● Goal of the exercise: Copy each line that contains the word "this".
** start of Exercise input **
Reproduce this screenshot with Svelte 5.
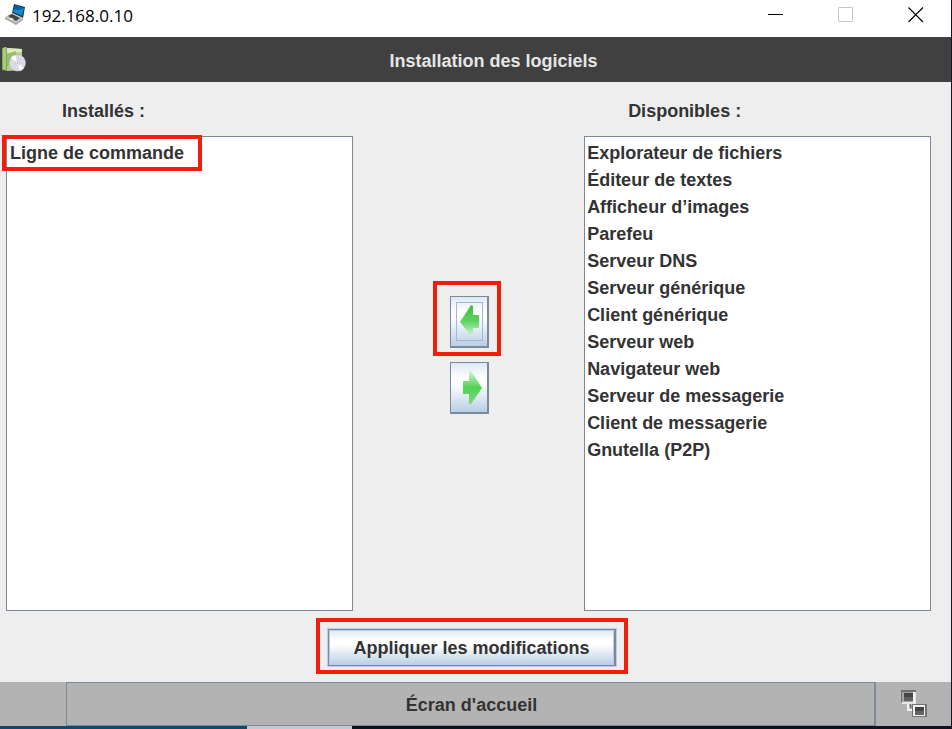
** end of Exercise input **
** start of Exercise input **
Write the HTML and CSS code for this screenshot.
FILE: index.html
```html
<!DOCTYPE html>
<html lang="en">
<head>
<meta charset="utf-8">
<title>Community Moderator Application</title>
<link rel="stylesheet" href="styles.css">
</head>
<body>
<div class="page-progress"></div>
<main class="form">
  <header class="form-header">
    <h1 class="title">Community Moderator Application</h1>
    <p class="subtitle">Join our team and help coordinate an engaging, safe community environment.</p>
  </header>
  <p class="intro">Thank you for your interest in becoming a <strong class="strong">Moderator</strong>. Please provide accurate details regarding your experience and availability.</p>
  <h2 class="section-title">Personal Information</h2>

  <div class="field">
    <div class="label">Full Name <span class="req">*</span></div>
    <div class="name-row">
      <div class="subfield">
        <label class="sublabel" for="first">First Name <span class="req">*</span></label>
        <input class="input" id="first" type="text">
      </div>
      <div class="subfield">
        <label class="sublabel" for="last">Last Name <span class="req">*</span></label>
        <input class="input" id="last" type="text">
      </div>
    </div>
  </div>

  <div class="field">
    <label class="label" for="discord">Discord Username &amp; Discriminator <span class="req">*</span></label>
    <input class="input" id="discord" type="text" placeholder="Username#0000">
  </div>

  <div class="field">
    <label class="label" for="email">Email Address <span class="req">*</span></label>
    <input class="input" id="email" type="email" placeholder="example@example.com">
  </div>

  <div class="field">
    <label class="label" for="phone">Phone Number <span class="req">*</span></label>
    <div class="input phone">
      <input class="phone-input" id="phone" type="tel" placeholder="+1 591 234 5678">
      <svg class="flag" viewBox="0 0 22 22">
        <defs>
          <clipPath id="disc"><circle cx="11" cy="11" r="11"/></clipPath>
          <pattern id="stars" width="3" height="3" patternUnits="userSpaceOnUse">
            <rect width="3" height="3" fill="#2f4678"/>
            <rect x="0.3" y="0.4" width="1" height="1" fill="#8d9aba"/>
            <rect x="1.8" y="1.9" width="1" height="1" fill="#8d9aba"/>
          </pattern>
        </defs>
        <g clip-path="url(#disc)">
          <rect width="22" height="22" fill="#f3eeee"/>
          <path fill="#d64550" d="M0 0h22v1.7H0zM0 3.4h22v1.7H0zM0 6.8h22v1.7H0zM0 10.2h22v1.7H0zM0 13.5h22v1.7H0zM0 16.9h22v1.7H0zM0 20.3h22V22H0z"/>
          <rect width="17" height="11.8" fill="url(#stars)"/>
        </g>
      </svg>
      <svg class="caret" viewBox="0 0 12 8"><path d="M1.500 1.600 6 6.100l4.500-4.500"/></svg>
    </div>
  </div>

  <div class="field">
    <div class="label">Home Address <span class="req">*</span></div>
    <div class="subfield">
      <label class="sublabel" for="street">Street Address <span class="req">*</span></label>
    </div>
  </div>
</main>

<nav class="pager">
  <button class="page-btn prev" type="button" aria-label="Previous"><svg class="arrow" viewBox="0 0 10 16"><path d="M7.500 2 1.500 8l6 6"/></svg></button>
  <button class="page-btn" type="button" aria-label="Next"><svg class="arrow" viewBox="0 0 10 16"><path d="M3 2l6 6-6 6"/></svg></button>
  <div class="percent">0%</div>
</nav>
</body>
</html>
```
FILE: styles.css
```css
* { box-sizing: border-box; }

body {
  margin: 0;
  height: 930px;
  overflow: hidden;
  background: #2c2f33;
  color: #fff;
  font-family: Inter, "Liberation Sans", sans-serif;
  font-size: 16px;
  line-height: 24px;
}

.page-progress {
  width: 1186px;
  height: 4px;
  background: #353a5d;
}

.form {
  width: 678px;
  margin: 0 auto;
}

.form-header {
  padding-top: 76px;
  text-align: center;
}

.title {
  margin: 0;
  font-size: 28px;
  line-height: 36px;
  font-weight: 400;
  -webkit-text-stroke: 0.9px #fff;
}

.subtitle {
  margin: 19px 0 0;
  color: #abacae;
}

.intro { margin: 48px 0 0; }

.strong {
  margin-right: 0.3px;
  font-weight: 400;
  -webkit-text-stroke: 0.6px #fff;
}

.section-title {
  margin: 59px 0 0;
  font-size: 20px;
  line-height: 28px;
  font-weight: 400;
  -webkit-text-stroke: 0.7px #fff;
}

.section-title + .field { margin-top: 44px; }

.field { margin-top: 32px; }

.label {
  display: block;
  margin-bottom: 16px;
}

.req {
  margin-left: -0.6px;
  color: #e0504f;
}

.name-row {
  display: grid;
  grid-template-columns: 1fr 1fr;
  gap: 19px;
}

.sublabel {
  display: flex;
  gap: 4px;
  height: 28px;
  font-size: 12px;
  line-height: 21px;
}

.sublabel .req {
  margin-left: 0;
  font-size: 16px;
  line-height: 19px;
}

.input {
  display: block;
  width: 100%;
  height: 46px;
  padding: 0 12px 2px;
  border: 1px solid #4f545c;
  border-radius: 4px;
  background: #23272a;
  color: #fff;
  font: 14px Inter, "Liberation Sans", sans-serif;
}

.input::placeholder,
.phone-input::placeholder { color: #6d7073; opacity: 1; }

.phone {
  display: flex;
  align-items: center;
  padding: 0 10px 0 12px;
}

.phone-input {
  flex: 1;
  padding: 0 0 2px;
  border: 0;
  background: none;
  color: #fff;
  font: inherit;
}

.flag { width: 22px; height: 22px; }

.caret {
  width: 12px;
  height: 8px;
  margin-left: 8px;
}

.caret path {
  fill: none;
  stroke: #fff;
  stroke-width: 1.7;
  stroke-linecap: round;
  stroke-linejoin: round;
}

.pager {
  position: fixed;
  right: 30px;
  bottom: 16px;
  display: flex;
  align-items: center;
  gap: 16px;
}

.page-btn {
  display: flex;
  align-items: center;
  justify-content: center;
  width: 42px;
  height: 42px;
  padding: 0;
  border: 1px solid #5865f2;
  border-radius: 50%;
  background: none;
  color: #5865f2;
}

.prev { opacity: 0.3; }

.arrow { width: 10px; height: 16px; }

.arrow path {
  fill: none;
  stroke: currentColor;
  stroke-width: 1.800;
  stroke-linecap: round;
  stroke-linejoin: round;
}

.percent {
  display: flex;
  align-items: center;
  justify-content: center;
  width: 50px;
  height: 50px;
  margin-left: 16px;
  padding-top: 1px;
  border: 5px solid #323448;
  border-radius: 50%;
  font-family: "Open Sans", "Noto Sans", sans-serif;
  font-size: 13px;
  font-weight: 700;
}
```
** end of Exercise input **
** start of Exercise input **
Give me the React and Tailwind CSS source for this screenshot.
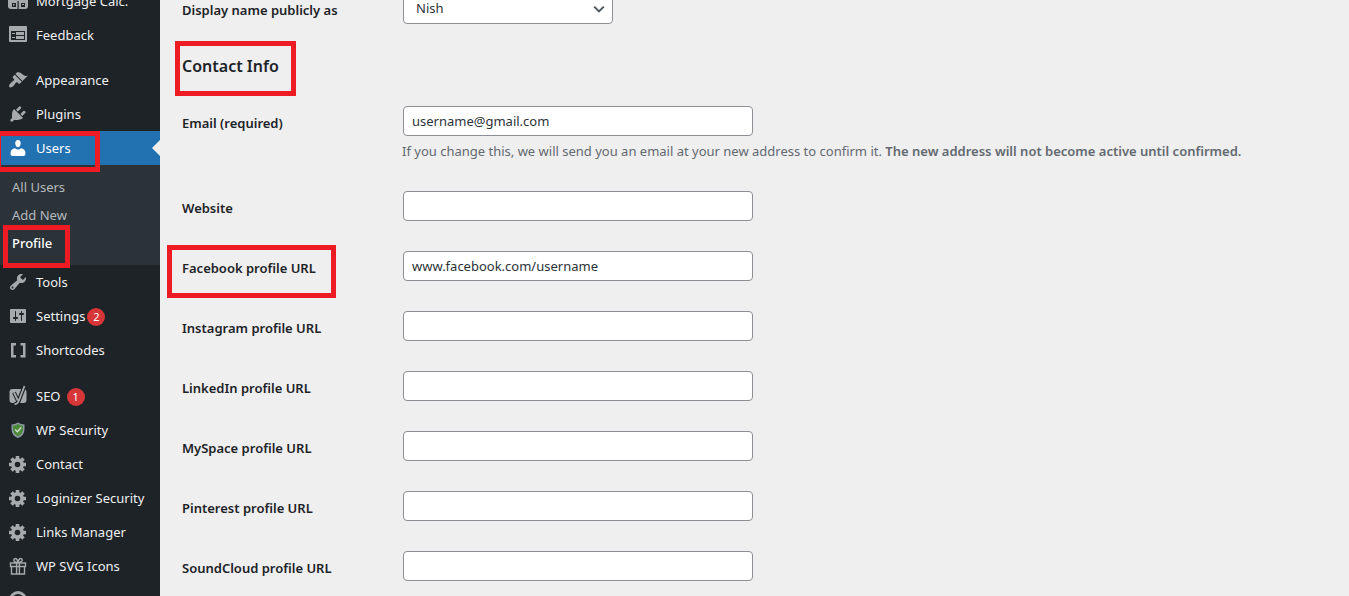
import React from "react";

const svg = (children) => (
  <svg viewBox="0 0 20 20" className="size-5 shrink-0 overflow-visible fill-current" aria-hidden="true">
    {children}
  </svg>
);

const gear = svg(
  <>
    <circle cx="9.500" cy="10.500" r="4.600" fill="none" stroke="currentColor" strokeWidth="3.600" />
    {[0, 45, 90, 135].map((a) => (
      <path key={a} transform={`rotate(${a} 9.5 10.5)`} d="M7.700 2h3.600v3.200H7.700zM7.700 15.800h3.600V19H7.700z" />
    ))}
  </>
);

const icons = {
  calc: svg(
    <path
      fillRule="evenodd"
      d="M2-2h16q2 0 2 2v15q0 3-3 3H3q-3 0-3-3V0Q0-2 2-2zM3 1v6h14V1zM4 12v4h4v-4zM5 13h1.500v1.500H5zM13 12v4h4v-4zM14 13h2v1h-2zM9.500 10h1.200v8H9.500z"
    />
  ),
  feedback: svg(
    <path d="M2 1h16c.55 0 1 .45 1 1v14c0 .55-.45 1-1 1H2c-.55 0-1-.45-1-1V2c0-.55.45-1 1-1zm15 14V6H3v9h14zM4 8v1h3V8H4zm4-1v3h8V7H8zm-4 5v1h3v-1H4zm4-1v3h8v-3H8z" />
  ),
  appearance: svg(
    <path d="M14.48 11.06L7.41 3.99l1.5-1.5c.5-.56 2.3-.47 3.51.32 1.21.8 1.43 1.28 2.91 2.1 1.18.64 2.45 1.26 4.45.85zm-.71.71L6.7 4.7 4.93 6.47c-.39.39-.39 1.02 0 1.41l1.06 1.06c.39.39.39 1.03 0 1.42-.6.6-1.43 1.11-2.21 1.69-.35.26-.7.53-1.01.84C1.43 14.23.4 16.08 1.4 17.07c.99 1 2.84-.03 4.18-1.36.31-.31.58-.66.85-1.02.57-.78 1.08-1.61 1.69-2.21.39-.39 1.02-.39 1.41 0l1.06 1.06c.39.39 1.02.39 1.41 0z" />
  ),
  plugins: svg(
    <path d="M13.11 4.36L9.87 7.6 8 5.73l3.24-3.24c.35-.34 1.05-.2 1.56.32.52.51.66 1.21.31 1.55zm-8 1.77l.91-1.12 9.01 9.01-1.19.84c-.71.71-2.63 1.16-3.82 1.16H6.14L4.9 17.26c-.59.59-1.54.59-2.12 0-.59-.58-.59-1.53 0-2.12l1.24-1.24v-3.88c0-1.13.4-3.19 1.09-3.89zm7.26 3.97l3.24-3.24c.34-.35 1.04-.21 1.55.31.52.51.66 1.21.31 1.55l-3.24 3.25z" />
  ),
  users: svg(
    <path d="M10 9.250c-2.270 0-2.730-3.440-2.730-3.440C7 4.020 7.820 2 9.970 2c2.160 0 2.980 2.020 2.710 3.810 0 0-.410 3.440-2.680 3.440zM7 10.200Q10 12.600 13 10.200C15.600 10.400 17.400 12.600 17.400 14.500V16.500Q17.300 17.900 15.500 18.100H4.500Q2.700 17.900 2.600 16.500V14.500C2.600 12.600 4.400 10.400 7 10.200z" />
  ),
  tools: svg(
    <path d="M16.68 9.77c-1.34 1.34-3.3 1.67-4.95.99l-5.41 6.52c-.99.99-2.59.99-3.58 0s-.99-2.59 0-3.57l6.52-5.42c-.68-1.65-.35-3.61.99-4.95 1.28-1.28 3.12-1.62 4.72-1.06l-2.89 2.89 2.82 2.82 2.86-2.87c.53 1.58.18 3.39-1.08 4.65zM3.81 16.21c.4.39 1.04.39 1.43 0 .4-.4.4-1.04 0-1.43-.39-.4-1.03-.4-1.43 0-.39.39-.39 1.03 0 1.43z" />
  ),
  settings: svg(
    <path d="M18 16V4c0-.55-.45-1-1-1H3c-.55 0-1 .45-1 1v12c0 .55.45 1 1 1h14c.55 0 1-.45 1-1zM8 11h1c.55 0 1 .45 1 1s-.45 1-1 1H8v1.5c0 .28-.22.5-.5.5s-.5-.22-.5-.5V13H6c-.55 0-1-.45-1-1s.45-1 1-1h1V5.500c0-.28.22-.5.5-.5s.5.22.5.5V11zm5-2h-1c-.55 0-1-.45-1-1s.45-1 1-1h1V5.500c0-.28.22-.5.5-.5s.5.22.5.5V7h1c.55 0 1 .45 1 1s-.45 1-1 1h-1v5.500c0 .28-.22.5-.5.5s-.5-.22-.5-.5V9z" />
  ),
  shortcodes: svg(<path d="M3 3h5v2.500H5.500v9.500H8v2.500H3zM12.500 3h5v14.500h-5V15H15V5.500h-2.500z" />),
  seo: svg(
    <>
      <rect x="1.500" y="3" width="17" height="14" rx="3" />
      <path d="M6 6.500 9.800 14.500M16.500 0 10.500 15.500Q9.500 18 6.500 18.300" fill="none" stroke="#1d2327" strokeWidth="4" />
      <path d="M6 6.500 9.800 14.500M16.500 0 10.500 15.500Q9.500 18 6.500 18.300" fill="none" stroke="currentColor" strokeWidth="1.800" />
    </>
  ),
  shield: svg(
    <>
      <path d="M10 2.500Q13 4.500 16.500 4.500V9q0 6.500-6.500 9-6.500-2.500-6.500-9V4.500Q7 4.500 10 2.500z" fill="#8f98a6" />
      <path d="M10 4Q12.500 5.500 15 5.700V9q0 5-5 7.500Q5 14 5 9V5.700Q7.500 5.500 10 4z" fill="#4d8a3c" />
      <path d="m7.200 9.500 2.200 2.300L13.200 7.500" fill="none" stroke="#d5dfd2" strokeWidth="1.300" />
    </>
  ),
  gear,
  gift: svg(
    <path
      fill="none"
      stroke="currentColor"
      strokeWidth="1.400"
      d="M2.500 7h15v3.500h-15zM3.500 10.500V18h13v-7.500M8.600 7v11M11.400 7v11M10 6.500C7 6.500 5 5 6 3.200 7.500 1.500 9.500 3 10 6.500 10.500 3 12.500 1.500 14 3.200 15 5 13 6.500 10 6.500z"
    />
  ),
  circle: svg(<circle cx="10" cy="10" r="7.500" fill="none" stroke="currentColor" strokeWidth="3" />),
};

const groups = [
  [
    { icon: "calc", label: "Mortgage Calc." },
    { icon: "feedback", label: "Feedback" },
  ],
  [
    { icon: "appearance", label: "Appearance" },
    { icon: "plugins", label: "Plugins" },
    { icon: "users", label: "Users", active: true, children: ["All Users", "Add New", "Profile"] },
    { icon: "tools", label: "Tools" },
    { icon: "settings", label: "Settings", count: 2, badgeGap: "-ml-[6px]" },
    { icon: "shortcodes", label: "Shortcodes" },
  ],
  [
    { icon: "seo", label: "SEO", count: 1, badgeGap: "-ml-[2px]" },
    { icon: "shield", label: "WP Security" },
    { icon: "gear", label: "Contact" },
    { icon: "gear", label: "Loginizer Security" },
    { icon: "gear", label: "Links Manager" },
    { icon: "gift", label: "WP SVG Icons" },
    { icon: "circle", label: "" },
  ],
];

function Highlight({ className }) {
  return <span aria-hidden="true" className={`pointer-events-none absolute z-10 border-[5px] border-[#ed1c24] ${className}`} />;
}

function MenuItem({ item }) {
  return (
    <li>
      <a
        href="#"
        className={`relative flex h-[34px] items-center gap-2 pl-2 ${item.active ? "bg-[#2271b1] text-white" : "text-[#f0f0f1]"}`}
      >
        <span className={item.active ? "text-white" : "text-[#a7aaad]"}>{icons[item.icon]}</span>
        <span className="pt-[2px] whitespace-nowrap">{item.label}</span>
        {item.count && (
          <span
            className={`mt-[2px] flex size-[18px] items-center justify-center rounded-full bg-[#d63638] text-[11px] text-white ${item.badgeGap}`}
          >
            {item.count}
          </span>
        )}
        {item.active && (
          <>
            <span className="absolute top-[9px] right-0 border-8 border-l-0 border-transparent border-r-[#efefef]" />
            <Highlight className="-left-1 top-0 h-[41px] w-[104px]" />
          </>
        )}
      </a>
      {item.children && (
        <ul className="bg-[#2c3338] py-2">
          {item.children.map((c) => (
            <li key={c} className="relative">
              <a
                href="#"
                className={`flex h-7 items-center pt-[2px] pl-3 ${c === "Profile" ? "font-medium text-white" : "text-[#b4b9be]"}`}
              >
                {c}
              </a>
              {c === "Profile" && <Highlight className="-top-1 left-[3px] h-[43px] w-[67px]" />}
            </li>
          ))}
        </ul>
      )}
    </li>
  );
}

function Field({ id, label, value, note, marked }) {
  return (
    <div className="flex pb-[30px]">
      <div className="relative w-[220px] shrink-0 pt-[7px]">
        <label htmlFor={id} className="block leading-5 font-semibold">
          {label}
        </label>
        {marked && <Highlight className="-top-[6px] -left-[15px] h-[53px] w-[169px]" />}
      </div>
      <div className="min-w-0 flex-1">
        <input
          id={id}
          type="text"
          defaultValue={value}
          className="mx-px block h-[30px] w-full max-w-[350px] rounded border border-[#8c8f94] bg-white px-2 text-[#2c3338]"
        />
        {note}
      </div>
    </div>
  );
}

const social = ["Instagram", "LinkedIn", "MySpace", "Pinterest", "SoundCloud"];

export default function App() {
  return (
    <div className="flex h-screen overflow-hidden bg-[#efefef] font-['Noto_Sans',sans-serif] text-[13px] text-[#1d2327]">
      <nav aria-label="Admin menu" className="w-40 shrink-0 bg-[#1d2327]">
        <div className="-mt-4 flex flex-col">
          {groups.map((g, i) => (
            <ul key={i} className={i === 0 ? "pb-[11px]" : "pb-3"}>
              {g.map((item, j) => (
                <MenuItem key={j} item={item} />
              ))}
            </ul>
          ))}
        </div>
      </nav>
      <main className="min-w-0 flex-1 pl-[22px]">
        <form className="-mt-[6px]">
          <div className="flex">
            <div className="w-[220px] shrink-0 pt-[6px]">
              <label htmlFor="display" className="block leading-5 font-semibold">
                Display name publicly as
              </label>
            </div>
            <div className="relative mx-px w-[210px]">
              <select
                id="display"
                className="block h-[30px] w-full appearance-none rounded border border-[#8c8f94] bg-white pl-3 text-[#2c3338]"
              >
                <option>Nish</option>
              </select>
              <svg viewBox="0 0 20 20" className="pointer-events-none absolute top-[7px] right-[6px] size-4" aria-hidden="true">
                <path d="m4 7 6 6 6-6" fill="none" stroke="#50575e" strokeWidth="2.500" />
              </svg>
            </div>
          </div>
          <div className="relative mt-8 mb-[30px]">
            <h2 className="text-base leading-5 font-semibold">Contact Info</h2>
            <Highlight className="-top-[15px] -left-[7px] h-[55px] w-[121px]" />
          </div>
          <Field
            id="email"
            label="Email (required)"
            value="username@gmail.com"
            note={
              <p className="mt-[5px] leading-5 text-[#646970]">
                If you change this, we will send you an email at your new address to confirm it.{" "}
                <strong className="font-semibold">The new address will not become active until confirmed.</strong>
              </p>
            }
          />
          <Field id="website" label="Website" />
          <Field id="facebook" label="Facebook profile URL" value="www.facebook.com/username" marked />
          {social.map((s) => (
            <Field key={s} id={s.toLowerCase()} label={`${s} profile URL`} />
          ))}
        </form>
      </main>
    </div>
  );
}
** end of Exercise input **
● Result:
Reproduce this screenshot with Svelte 5.
Write the HTML and CSS code for this screenshot.
Give me the React and Tailwind CSS source for this screenshot.
                If you change this, we will send you an email at your new address to confirm it.{" "}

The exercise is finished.